The authority can even cancel the approval granted if:
a. conditions under which the approval was issued no longer exist;
b. failure to fulfil the conditions and requirements on the basis of which the approval was granted; and
c. information according to which the approval was issued was misleading or incorrect (Article 11(2)).
Penalty between 2% and 5% of the annual turnover, and where such data is not available, then a fine may be imposed between AED 500,000 and AED 5,000,000 for failure to notify a reportable transaction (Article 17). Penalty may be imposed between AED50,000 and AED500,000 for gun jumping (Article 18). Penalty may be imposed between AED10,000 and AED 100,000 for violations of other relevant provisions (Article 20).
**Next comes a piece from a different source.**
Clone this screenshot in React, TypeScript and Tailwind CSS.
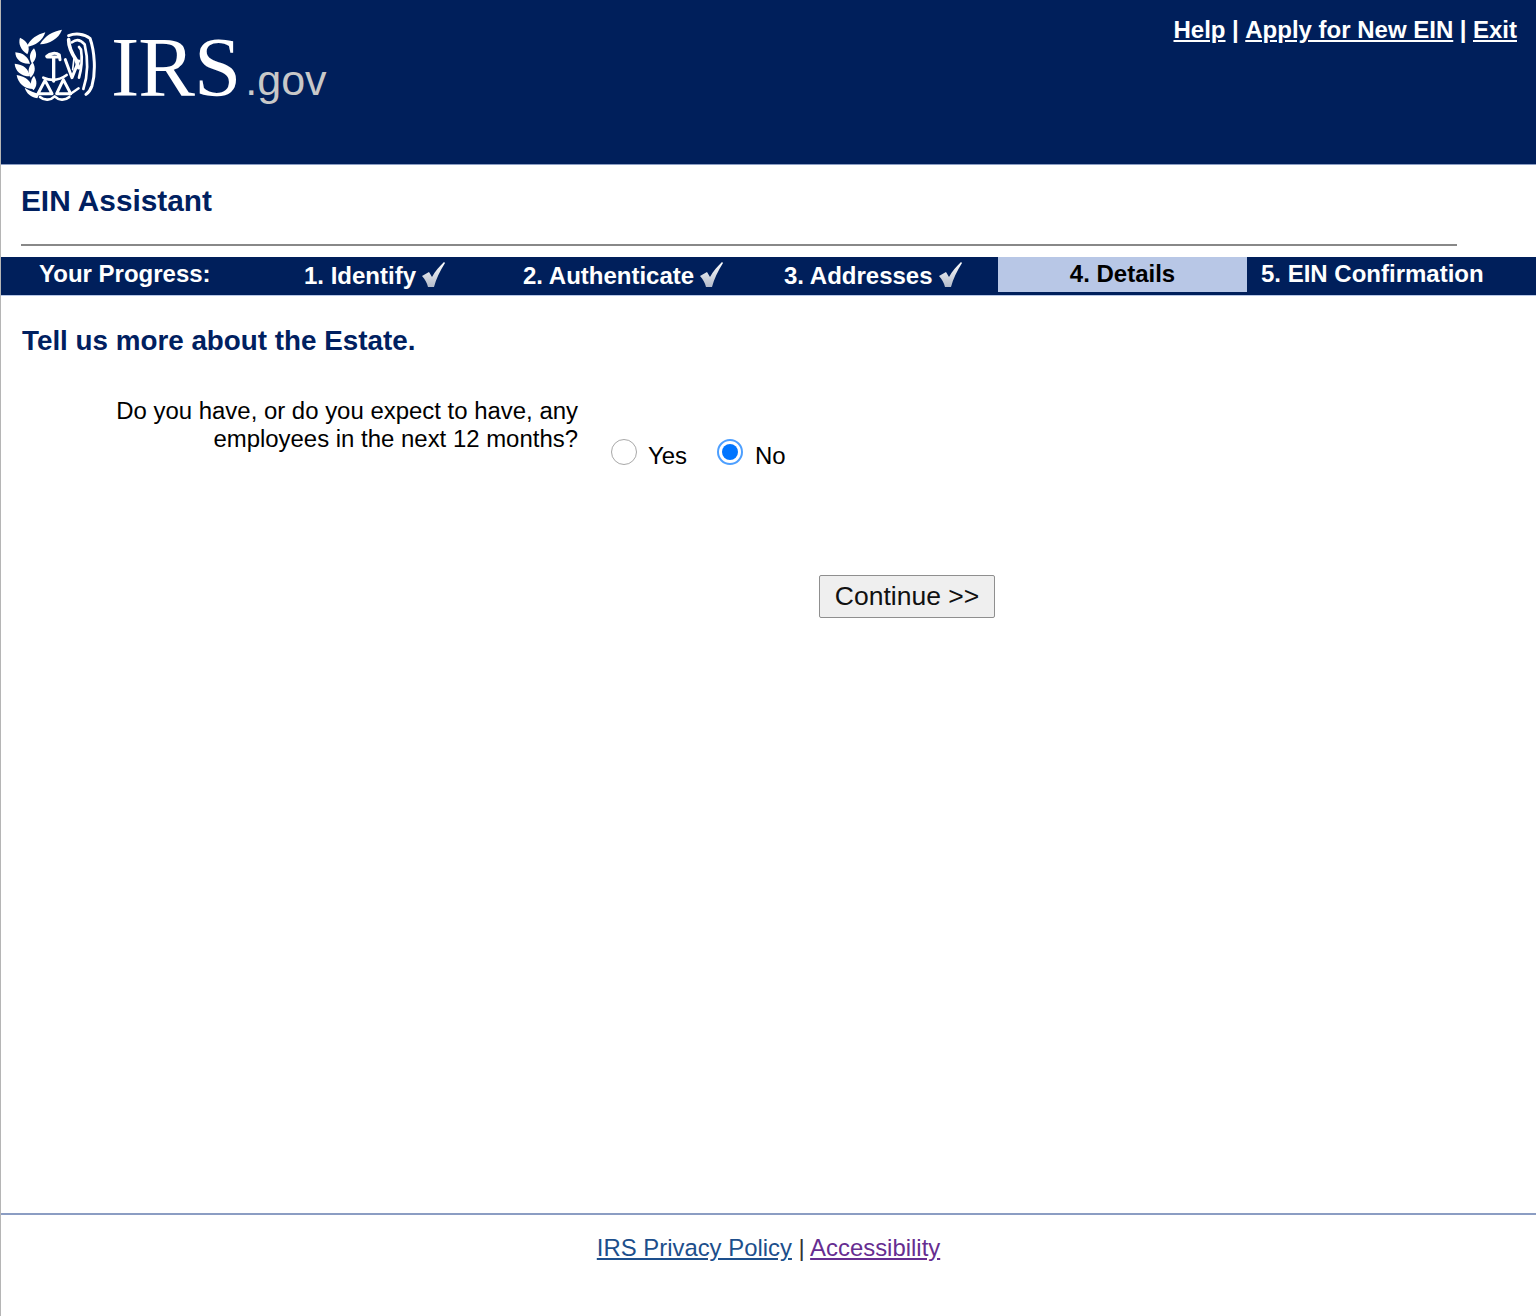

Penalty not exceeding 10% of the total revenues of the concerned undertaking during the previous fiscal year for failure to notify a reportable transaction (Article 34(2)).
Penalty not exceeding 10% of the total revenues of the concerned parties during the previous fiscal year for providing misleading or incorrect information (Article 34(3)).
Penalty of up to 5% of the offender’s daily sales, with a daily limit of BHD 1,000 for first-time offences and BHD 2,000 for repeated offences (Article 49(4)), although it is not clear whether the penalty corresponds to the failure to notify a reportable transaction, gun-jumping, providing misleading or incorrect information or other relevant violation.
An administrative penalty of up to 10% of the offender’s total sales for the duration of the violation, with a maximum period of three years, may be imposed for any violation (Article 49(5)).
Penalty between QAR 100,000 to QAR 5,000,000 may be imposed (Article 17), although it is not clear whether the penalty corresponds to failure to notify a reportable transaction, gun-jumping, providing misleading or incorrect information or other relevant violation.
Penalty between OMR 10,000 and OMR 100,000 and also imprisonment for a period up to 3 years may be imposed (Article 20), although it is not clear whether the penalty corresponds to the failure to notify a reportable transaction, gun-jumping, providing misleading or incorrect information or another relevant violation.